> _To be done_: Leaving out every picture, quote the data below exactly as it appears.
###
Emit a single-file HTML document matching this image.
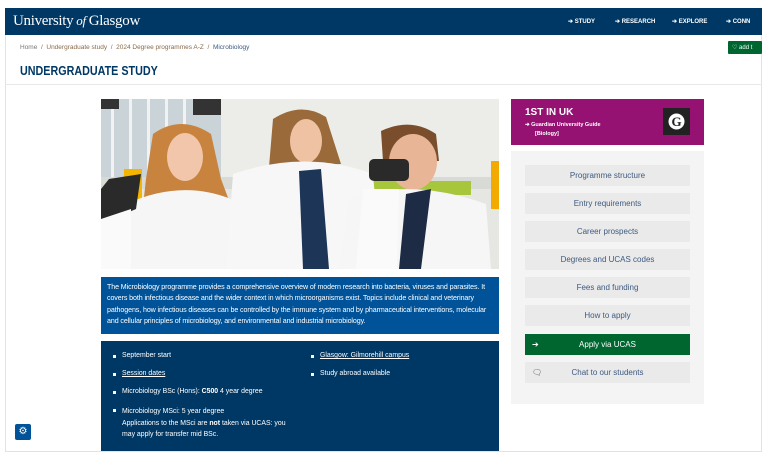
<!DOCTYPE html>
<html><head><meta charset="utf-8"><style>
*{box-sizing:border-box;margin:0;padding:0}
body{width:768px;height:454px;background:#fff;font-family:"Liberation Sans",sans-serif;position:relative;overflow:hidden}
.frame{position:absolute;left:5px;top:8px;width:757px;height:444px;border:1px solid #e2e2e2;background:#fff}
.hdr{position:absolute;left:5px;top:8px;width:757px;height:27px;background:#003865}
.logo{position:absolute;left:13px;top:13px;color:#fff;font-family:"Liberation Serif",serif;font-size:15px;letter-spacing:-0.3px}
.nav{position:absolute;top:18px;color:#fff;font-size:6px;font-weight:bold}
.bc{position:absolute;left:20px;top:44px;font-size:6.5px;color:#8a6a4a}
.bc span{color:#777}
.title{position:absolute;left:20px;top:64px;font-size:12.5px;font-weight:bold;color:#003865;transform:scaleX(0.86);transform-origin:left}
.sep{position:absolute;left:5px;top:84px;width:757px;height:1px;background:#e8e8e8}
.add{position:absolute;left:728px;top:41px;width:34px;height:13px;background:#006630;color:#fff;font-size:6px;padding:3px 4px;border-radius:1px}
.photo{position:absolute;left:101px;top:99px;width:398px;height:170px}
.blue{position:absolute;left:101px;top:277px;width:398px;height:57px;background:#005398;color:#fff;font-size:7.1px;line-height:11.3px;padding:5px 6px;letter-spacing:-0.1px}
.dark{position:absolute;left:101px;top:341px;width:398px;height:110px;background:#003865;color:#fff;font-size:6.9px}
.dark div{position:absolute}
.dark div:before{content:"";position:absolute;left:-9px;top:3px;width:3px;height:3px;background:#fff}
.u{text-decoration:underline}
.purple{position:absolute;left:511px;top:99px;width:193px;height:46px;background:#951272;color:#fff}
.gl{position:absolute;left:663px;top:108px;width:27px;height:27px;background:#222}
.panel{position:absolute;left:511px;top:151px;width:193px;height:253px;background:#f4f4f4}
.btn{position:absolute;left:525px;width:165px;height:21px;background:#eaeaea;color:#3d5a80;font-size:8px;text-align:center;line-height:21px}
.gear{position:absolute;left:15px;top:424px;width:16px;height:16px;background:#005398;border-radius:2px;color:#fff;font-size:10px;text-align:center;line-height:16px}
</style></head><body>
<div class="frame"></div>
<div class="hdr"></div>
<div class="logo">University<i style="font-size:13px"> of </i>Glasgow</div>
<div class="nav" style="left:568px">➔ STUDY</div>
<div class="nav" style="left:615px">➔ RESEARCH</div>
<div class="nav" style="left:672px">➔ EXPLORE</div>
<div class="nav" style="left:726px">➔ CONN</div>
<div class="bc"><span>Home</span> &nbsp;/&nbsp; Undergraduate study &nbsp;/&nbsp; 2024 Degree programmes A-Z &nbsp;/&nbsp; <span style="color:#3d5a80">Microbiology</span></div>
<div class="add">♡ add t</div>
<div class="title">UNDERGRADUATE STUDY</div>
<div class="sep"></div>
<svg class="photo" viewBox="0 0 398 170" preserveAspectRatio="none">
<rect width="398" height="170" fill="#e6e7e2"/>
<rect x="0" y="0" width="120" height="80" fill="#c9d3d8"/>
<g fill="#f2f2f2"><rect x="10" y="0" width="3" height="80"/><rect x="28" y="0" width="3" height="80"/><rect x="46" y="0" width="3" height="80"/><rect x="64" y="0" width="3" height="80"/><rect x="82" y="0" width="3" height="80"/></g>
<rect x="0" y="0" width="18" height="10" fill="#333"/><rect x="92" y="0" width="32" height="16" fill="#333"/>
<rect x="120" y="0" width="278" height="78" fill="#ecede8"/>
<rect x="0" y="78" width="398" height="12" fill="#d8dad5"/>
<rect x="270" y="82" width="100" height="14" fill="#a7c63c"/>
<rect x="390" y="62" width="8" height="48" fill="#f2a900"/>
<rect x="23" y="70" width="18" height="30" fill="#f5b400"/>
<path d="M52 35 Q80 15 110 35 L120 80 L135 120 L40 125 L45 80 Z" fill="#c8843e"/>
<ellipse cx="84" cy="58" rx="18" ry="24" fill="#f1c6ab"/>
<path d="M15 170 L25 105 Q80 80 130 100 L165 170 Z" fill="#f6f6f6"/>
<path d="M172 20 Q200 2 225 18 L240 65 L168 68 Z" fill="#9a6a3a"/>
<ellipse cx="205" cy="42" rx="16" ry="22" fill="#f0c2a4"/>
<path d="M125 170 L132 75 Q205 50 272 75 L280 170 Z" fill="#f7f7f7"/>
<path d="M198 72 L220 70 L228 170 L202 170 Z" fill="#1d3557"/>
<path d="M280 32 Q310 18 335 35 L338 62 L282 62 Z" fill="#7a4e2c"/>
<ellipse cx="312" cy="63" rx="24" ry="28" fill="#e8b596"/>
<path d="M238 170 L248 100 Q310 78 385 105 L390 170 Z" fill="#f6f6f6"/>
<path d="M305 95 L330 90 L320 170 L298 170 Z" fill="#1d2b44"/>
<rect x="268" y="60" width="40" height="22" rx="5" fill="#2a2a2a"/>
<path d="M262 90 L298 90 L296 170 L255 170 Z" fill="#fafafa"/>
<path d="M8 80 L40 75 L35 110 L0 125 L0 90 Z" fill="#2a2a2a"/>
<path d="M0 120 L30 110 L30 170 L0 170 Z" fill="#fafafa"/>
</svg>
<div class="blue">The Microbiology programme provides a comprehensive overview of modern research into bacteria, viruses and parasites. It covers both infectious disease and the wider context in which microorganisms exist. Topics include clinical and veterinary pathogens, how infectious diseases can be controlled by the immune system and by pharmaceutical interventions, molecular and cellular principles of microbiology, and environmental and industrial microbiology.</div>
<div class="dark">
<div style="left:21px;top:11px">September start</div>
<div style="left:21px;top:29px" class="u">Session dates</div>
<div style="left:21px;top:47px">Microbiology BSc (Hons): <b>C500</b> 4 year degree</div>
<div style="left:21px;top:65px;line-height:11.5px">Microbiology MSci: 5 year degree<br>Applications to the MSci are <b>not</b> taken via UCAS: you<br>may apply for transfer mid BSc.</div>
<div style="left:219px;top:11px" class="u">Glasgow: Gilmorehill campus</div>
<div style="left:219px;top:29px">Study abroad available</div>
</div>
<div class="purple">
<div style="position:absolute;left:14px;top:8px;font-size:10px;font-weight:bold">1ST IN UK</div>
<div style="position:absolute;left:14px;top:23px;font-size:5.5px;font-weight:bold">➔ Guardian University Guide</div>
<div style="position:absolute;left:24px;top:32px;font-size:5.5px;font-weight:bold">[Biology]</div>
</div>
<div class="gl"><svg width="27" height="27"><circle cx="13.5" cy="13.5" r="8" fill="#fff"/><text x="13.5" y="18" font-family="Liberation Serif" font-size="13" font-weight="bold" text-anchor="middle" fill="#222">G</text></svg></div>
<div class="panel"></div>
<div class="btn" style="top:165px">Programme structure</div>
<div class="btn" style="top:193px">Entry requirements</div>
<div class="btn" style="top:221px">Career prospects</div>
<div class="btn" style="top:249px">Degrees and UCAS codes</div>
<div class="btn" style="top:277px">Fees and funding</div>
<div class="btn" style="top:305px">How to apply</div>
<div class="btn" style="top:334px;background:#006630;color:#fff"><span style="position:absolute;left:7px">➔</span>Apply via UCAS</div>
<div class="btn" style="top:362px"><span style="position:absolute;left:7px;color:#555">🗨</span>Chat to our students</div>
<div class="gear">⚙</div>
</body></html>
###
> _Full solution_:
Emit a single-file HTML document matching this image.
<!DOCTYPE html>
<html><head><meta charset="utf-8"><style>
*{box-sizing:border-box;margin:0;padding:0}
body{width:768px;height:454px;background:#fff;font-family:"Liberation Sans",sans-serif;position:relative;overflow:hidden}
.frame{position:absolute;left:5px;top:8px;width:757px;height:444px;border:1px solid #e2e2e2;background:#fff}
.hdr{position:absolute;left:5px;top:8px;width:757px;height:27px;background:#003865}
.logo{position:absolute;left:13px;top:13px;color:#fff;font-family:"Liberation Serif",serif;font-size:15px;letter-spacing:-0.3px}
.nav{position:absolute;top:18px;color:#fff;font-size:6px;font-weight:bold}
.bc{position:absolute;left:20px;top:44px;font-size:6.5px;color:#8a6a4a}
.bc span{color:#777}
.title{position:absolute;left:20px;top:64px;font-size:12.5px;font-weight:bold;color:#003865;transform:scaleX(0.86);transform-origin:left}
.sep{position:absolute;left:5px;top:84px;width:757px;height:1px;background:#e8e8e8}
.add{position:absolute;left:728px;top:41px;width:34px;height:13px;background:#006630;color:#fff;font-size:6px;padding:3px 4px;border-radius:1px}
.photo{position:absolute;left:101px;top:99px;width:398px;height:170px}
.blue{position:absolute;left:101px;top:277px;width:398px;height:57px;background:#005398;color:#fff;font-size:7.1px;line-height:11.3px;padding:5px 6px;letter-spacing:-0.1px}
.dark{position:absolute;left:101px;top:341px;width:398px;height:110px;background:#003865;color:#fff;font-size:6.9px}
.dark div{position:absolute}
.dark div:before{content:"";position:absolute;left:-9px;top:3px;width:3px;height:3px;background:#fff}
.u{text-decoration:underline}
.purple{position:absolute;left:511px;top:99px;width:193px;height:46px;background:#951272;color:#fff}
.gl{position:absolute;left:663px;top:108px;width:27px;height:27px;background:#222}
.panel{position:absolute;left:511px;top:151px;width:193px;height:253px;background:#f4f4f4}
.btn{position:absolute;left:525px;width:165px;height:21px;background:#eaeaea;color:#3d5a80;font-size:8px;text-align:center;line-height:21px}
.gear{position:absolute;left:15px;top:424px;width:16px;height:16px;background:#005398;border-radius:2px;color:#fff;font-size:10px;text-align:center;line-height:16px}
</style></head><body>
<div class="frame"></div>
<div class="hdr"></div>
<div class="logo">University<i style="font-size:13px"> of </i>Glasgow</div>
<div class="nav" style="left:568px">➔ STUDY</div>
<div class="nav" style="left:615px">➔ RESEARCH</div>
<div class="nav" style="left:672px">➔ EXPLORE</div>
<div class="nav" style="left:726px">➔ CONN</div>
<div class="bc"><span>Home</span> &nbsp;/&nbsp; Undergraduate study &nbsp;/&nbsp; 2024 Degree programmes A-Z &nbsp;/&nbsp; <span style="color:#3d5a80">Microbiology</span></div>
<div class="add">♡ add t</div>
<div class="title">UNDERGRADUATE STUDY</div>
<div class="sep"></div>
<svg class="photo" viewBox="0 0 398 170" preserveAspectRatio="none">
<rect width="398" height="170" fill="#e6e7e2"/>
<rect x="0" y="0" width="120" height="80" fill="#c9d3d8"/>
<g fill="#f2f2f2"><rect x="10" y="0" width="3" height="80"/><rect x="28" y="0" width="3" height="80"/><rect x="46" y="0" width="3" height="80"/><rect x="64" y="0" width="3" height="80"/><rect x="82" y="0" width="3" height="80"/></g>
<rect x="0" y="0" width="18" height="10" fill="#333"/><rect x="92" y="0" width="32" height="16" fill="#333"/>
<rect x="120" y="0" width="278" height="78" fill="#ecede8"/>
<rect x="0" y="78" width="398" height="12" fill="#d8dad5"/>
<rect x="270" y="82" width="100" height="14" fill="#a7c63c"/>
<rect x="390" y="62" width="8" height="48" fill="#f2a900"/>
<rect x="23" y="70" width="18" height="30" fill="#f5b400"/>
<path d="M52 35 Q80 15 110 35 L120 80 L135 120 L40 125 L45 80 Z" fill="#c8843e"/>
<ellipse cx="84" cy="58" rx="18" ry="24" fill="#f1c6ab"/>
<path d="M15 170 L25 105 Q80 80 130 100 L165 170 Z" fill="#f6f6f6"/>
<path d="M172 20 Q200 2 225 18 L240 65 L168 68 Z" fill="#9a6a3a"/>
<ellipse cx="205" cy="42" rx="16" ry="22" fill="#f0c2a4"/>
<path d="M125 170 L132 75 Q205 50 272 75 L280 170 Z" fill="#f7f7f7"/>
<path d="M198 72 L220 70 L228 170 L202 170 Z" fill="#1d3557"/>
<path d="M280 32 Q310 18 335 35 L338 62 L282 62 Z" fill="#7a4e2c"/>
<ellipse cx="312" cy="63" rx="24" ry="28" fill="#e8b596"/>
<path d="M238 170 L248 100 Q310 78 385 105 L390 170 Z" fill="#f6f6f6"/>
<path d="M305 95 L330 90 L320 170 L298 170 Z" fill="#1d2b44"/>
<rect x="268" y="60" width="40" height="22" rx="5" fill="#2a2a2a"/>
<path d="M262 90 L298 90 L296 170 L255 170 Z" fill="#fafafa"/>
<path d="M8 80 L40 75 L35 110 L0 125 L0 90 Z" fill="#2a2a2a"/>
<path d="M0 120 L30 110 L30 170 L0 170 Z" fill="#fafafa"/>
</svg>
<div class="blue">The Microbiology programme provides a comprehensive overview of modern research into bacteria, viruses and parasites. It covers both infectious disease and the wider context in which microorganisms exist. Topics include clinical and veterinary pathogens, how infectious diseases can be controlled by the immune system and by pharmaceutical interventions, molecular and cellular principles of microbiology, and environmental and industrial microbiology.</div>
<div class="dark">
<div style="left:21px;top:11px">September start</div>
<div style="left:21px;top:29px" class="u">Session dates</div>
<div style="left:21px;top:47px">Microbiology BSc (Hons): <b>C500</b> 4 year degree</div>
<div style="left:21px;top:65px;line-height:11.5px">Microbiology MSci: 5 year degree<br>Applications to the MSci are <b>not</b> taken via UCAS: you<br>may apply for transfer mid BSc.</div>
<div style="left:219px;top:11px" class="u">Glasgow: Gilmorehill campus</div>
<div style="left:219px;top:29px">Study abroad available</div>
</div>
<div class="purple">
<div style="position:absolute;left:14px;top:8px;font-size:10px;font-weight:bold">1ST IN UK</div>
<div style="position:absolute;left:14px;top:23px;font-size:5.5px;font-weight:bold">➔ Guardian University Guide</div>
<div style="position:absolute;left:24px;top:32px;font-size:5.5px;font-weight:bold">[Biology]</div>
</div>
<div class="gl"><svg width="27" height="27"><circle cx="13.5" cy="13.5" r="8" fill="#fff"/><text x="13.5" y="18" font-family="Liberation Serif" font-size="13" font-weight="bold" text-anchor="middle" fill="#222">G</text></svg></div>
<div class="panel"></div>
<div class="btn" style="top:165px">Programme structure</div>
<div class="btn" style="top:193px">Entry requirements</div>
<div class="btn" style="top:221px">Career prospects</div>
<div class="btn" style="top:249px">Degrees and UCAS codes</div>
<div class="btn" style="top:277px">Fees and funding</div>
<div class="btn" style="top:305px">How to apply</div>
<div class="btn" style="top:334px;background:#006630;color:#fff"><span style="position:absolute;left:7px">➔</span>Apply via UCAS</div>
<div class="btn" style="top:362px"><span style="position:absolute;left:7px;color:#555">🗨</span>Chat to our students</div>
<div class="gear">⚙</div>
</body></html>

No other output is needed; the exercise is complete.